All in all, The Women Who Fell to Earth is a really strong beginning to the Thirteenth Doctor’s era. It’s easily the best episode Chris Chibnall has written for the show. The plot, while nothing amazing or innovating, is completely serviceable and achieves everything it sets out to achieve. The characters are all really captivating and interesting and you’re immediately hooked into their stories and interested to see them grow and change. Tosin Cole’s Ryan is probably given the most to do out of any of the companions, but both Graham and Yasmin have some interesting stuff set up that I’m sure will pay off as the series goes on. This episode looks stunning. It’s clear that the budget for the show has either increased or more is being able to be done for less money. The new cameras help add a cinematic flair to the show that brings it up to date with other shows of its ilk.
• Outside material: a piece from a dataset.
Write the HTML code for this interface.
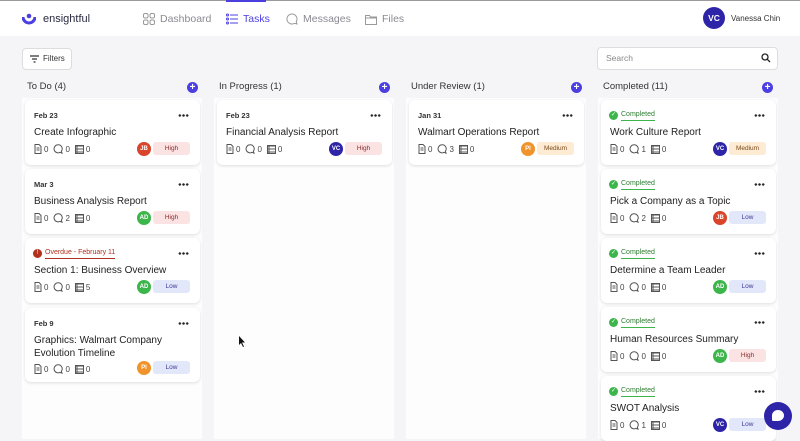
<!DOCTYPE html>
<html><head><meta charset="utf-8"><style>
*{box-sizing:border-box;margin:0;padding:0}
body{width:800px;height:439px;overflow:hidden;background:#f5f5f7;font-family:"Liberation Sans",sans-serif;color:#2b2b33;position:relative}
.hdr{position:absolute;left:0;top:0;width:800px;height:36px;background:#fff;border-top:1px solid #9a9a9a}
.abs{position:absolute}
.nav{position:absolute;top:13px;font-size:10.5px;color:#8a8a92;display:flex;align-items:center;gap:5px}
.col{position:absolute;top:98px;width:180px;height:341px;background:#fdfdfe}
.colh{position:absolute;top:81px;font-size:9.5px;color:#333}
.plus{position:absolute;top:82px;width:11px;height:11px;border-radius:50%;background:#4b3fe0;color:#fff;font-size:10px;line-height:11px;text-align:center;font-weight:bold}
.card{position:absolute;width:175px;height:65px;background:#fff;border-radius:6px;box-shadow:0 1px 3px rgba(0,0,0,.13)}
.date{position:absolute;left:9px;top:11px;font-size:7.5px;font-weight:bold;color:#333}
.dots{position:absolute;right:11px;top:14px;width:11px;height:3px;background:radial-gradient(circle,#222 1.1px,transparent 1.4px) 0 0/3.7px 3px repeat-x}
.title{position:absolute;left:9px;top:26px;font-size:10px;color:#222;line-height:13px;width:155px}
.meta{position:absolute;left:9px;top:44px;font-size:8px;color:#444;display:flex;align-items:center;gap:1px}
.meta svg{margin-right:1px}
.meta span{margin-right:4px}
.av{position:absolute;left:112px;top:42px;width:14px;height:14px;border-radius:50%;color:#fff;font-size:6px;text-align:center;line-height:14px;font-weight:bold}
.badge{position:absolute;left:128px;top:42px;width:37px;height:13px;border-radius:3px;font-size:6.5px;text-align:center;line-height:13px}
.high{background:#fbe3e3;color:#8b2a2a}.low{background:#e3e7fa;color:#3a3a9a}.med{background:#fdebd3;color:#7a4a1a}
.done{position:absolute;left:8px;top:10px;font-size:7px;color:#2e7d32;display:flex;align-items:center;gap:3px}
.done i{display:inline-block;width:9px;height:9px;border-radius:50%;background:#3cb54a;color:#fff;font-size:6px;line-height:9px;text-align:center;font-style:normal}
.done b{font-weight:normal;border-bottom:1px solid #3cb54a;padding-bottom:1px;line-height:9px}
</style></head><body>
<div class="hdr"></div>
<div class="abs" style="left:226px;top:0;width:40px;height:2px;background:#4b3fe0"></div>
<svg class="abs" style="left:22px;top:13px" width="14" height="12" viewBox="0 0 14 12"><path d="M1 4 A6 6 0 0 0 13 4" fill="none" stroke="#4b3fe0" stroke-width="3"/><circle cx="7" cy="3" r="2.3" fill="#4b3fe0"/></svg>
<div class="abs" style="left:43px;top:13px;font-size:11px;color:#2a2a40">ensightful</div>
<div class="nav" style="left:143px"><svg width="12" height="12" viewBox="0 0 12 12" fill="none" stroke="#999"><rect x=".5" y=".5" width="4.5" height="4.5" rx="1.5"/><rect x="7" y=".5" width="4.5" height="4.5" rx="1.5"/><rect x=".5" y="7" width="4.5" height="4.5" rx="1.5"/><rect x="7" y="7" width="4.5" height="4.5" rx="1.5"/></svg>Dashboard</div>
<div class="nav" style="left:226px;color:#4b3fe0"><svg width="12" height="12" viewBox="0 0 12 12" fill="none" stroke="#4b3fe0"><circle cx="1.5" cy="2" r="1"/><circle cx="1.5" cy="6" r="1"/><circle cx="1.5" cy="10" r="1"/><path d="M4 2h8M4 6h8M4 10h8"/></svg>Tasks</div>
<div class="nav" style="left:286px"><svg width="12" height="12" viewBox="0 0 12 12" fill="none" stroke="#999"><path d="M6 1a5 5 0 1 0 2.5 9.3L11 11l-.7-2.5A5 5 0 0 0 6 1z"/></svg>Messages</div>
<div class="nav" style="left:365px"><svg width="12" height="11" viewBox="0 0 12 11" fill="none" stroke="#999"><path d="M.5 1.5h4l1 1.5h6v7.5h-11z M.5 4h11"/></svg>Files</div>
<div class="abs" style="left:703px;top:7px;width:22px;height:22px;border-radius:50%;background:#2e24a8;color:#fff;font-size:8.5px;line-height:22px;text-align:center;font-weight:bold">VC</div>
<div class="abs" style="left:731px;top:14px;font-size:8px;color:#333">Vanessa Chin</div>
<div class="abs" style="left:22px;top:48px;width:50px;height:22px;background:#fff;border:1px solid #ddd;border-radius:4px;font-size:8px;line-height:20px;padding-left:20px;color:#333">Filters</div>
<svg class="abs" style="left:30px;top:55px" width="9" height="8" viewBox="0 0 9 8" stroke="#333" stroke-width="1.2"><path d="M0 1h9M2 4h5M3.5 7h2"/></svg>
<div class="abs" style="left:597px;top:47px;width:181px;height:23px;background:#fff;border:1px solid #ddd;border-radius:4px;font-size:8.5px;line-height:21px;padding-left:8px;color:#888">Search</div>
<svg class="abs" style="left:761px;top:53px" width="10" height="10" viewBox="0 0 10 10" fill="none" stroke="#222" stroke-width="1.3"><circle cx="4" cy="4" r="3"/><path d="M6.2 6.2L9 9"/></svg>

<div class="col" style="left:22px"></div><div class="col" style="left:214px"></div><div class="col" style="left:406px"></div><div class="col" style="left:598px"></div>
<div class="colh" style="left:27px">To Do (4)</div><div class="plus" style="left:187px">+</div>
<div class="colh" style="left:219px">In Progress (1)</div><div class="plus" style="left:379px">+</div>
<div class="colh" style="left:411px">Under Review (1)</div><div class="plus" style="left:571px">+</div>
<div class="colh" style="left:603px">Completed (11)</div><div class="plus" style="left:762px">+</div>

<svg width="0" height="0" style="position:absolute"><defs>
<g id="m"><path d="M1 .5h4l2 2v7H1z" fill="none" stroke="#555"/><path d="M2.5 4h3M2.5 6h3" stroke="#555"/></g>
<g id="c"><path d="M5 .8a4 4 0 1 0 2 7.5l2 .9-.6-2A4 4 0 0 0 5 .8z" fill="none" stroke="#555"/></g>
<g id="l"><path d="M.5 1h8M.5 4h8M.5 7h8M2 1v7" fill="none" stroke="#555"/><rect x=".5" y=".5" width="8" height="8" fill="none" stroke="#555"/></g>
</defs></svg>

<div class="card" style="left:25px;top:100px"><div class="date">Feb 23</div><div class="dots"></div><div class="title">Create Infographic</div><div class="meta"><svg width="8" height="10"><use href="#m"/></svg><span>0</span><svg width="10" height="10"><use href="#c"/></svg><span>0</span><svg width="9" height="9"><use href="#l"/></svg><span>0</span></div><div class="av" style="background:#d9442b">JB</div><div class="badge high">High</div></div>
<div class="card" style="left:25px;top:169px"><div class="date">Mar 3</div><div class="dots"></div><div class="title">Business Analysis Report</div><div class="meta"><svg width="8" height="10"><use href="#m"/></svg><span>0</span><svg width="10" height="10"><use href="#c"/></svg><span>2</span><svg width="9" height="9"><use href="#l"/></svg><span>0</span></div><div class="av" style="background:#3cb54a">AD</div><div class="badge high">High</div></div>
<div class="card" style="left:25px;top:238px"><div class="done" style="color:#b0321e"><i style="background:#b0321e">!</i><b style="border-color:#b0321e">Overdue - February 11</b></div><div class="dots"></div><div class="title">Section 1: Business Overview</div><div class="meta"><svg width="8" height="10"><use href="#m"/></svg><span>0</span><svg width="10" height="10"><use href="#c"/></svg><span>0</span><svg width="9" height="9"><use href="#l"/></svg><span>5</span></div><div class="av" style="background:#3cb54a">AD</div><div class="badge low">Low</div></div>
<div class="card" style="left:25px;top:308px;height:74px"><div class="date">Feb 9</div><div class="dots"></div><div class="title">Graphics: Walmart Company Evolution Timeline</div><div class="meta" style="top:56px"><svg width="8" height="10"><use href="#m"/></svg><span>0</span><svg width="10" height="10"><use href="#c"/></svg><span>0</span><svg width="9" height="9"><use href="#l"/></svg><span>0</span></div><div class="av" style="background:#f0932b;top:53px">PI</div><div class="badge low" style="top:53px">Low</div></div>

<div class="card" style="left:217px;top:100px"><div class="date">Feb 23</div><div class="dots"></div><div class="title">Financial Analysis Report</div><div class="meta"><svg width="8" height="10"><use href="#m"/></svg><span>0</span><svg width="10" height="10"><use href="#c"/></svg><span>0</span><svg width="9" height="9"><use href="#l"/></svg><span>0</span></div><div class="av" style="background:#2e24a8">VC</div><div class="badge high">High</div></div>
<div class="card" style="left:409px;top:100px"><div class="date">Jan 31</div><div class="dots"></div><div class="title">Walmart Operations Report</div><div class="meta"><svg width="8" height="10"><use href="#m"/></svg><span>0</span><svg width="10" height="10"><use href="#c"/></svg><span>3</span><svg width="9" height="9"><use href="#l"/></svg><span>0</span></div><div class="av" style="background:#f0932b">PI</div><div class="badge med">Medium</div></div>

<div class="card" style="left:601px;top:100px"><div class="done"><i>✓</i><b>Completed</b></div><div class="dots"></div><div class="title">Work Culture Report</div><div class="meta"><svg width="8" height="10"><use href="#m"/></svg><span>0</span><svg width="10" height="10"><use href="#c"/></svg><span>1</span><svg width="9" height="9"><use href="#l"/></svg><span>0</span></div><div class="av" style="background:#2e24a8">VC</div><div class="badge med">Medium</div></div>
<div class="card" style="left:601px;top:169px"><div class="done"><i>✓</i><b>Completed</b></div><div class="dots"></div><div class="title">Pick a Company as a Topic</div><div class="meta"><svg width="8" height="10"><use href="#m"/></svg><span>0</span><svg width="10" height="10"><use href="#c"/></svg><span>2</span><svg width="9" height="9"><use href="#l"/></svg><span>0</span></div><div class="av" style="background:#d9442b">JB</div><div class="badge low">Low</div></div>
<div class="card" style="left:601px;top:238px"><div class="done"><i>✓</i><b>Completed</b></div><div class="dots"></div><div class="title">Determine a Team Leader</div><div class="meta"><svg width="8" height="10"><use href="#m"/></svg><span>0</span><svg width="10" height="10"><use href="#c"/></svg><span>0</span><svg width="9" height="9"><use href="#l"/></svg><span>0</span></div><div class="av" style="background:#3cb54a">AD</div><div class="badge low">Low</div></div>
<div class="card" style="left:601px;top:307px"><div class="done"><i>✓</i><b>Completed</b></div><div class="dots"></div><div class="title">Human Resources Summary</div><div class="meta"><svg width="8" height="10"><use href="#m"/></svg><span>0</span><svg width="10" height="10"><use href="#c"/></svg><span>0</span><svg width="9" height="9"><use href="#l"/></svg><span>0</span></div><div class="av" style="background:#3cb54a">AD</div><div class="badge high">High</div></div>
<div class="card" style="left:601px;top:376px"><div class="done"><i>✓</i><b>Completed</b></div><div class="dots"></div><div class="title">SWOT Analysis</div><div class="meta"><svg width="8" height="10"><use href="#m"/></svg><span>0</span><svg width="10" height="10"><use href="#c"/></svg><span>1</span><svg width="9" height="9"><use href="#l"/></svg><span>0</span></div><div class="av" style="background:#2e24a8">VC</div><div class="badge low">Low</div></div>

<div class="abs" style="left:764px;top:402px;width:28px;height:28px;border-radius:50%;background:#2e24a8"></div>
<div class="abs" style="left:772px;top:410px;width:12px;height:11px;border-radius:50% 50% 50% 10%;background:#fff"></div>
<svg class="abs" style="left:239px;top:336px" width="7" height="11" viewBox="0 0 7 11"><path d="M0 0v9l2-2 2 4 1-.5-2-4h3z" fill="#111"/></svg>
</body></html>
Segun Akinola (the new composer) provides a score that’s both evocative and understated. The music never calls attention to itself, but it always ends up working with the visuals and acting to help each scene pull of all that it’s trying to pull off. At the end of the day, this episode is a really promising start to the season. It was exciting and emotional and it left me wanting more from the characters and excited to see what happens next. What more can you ask for?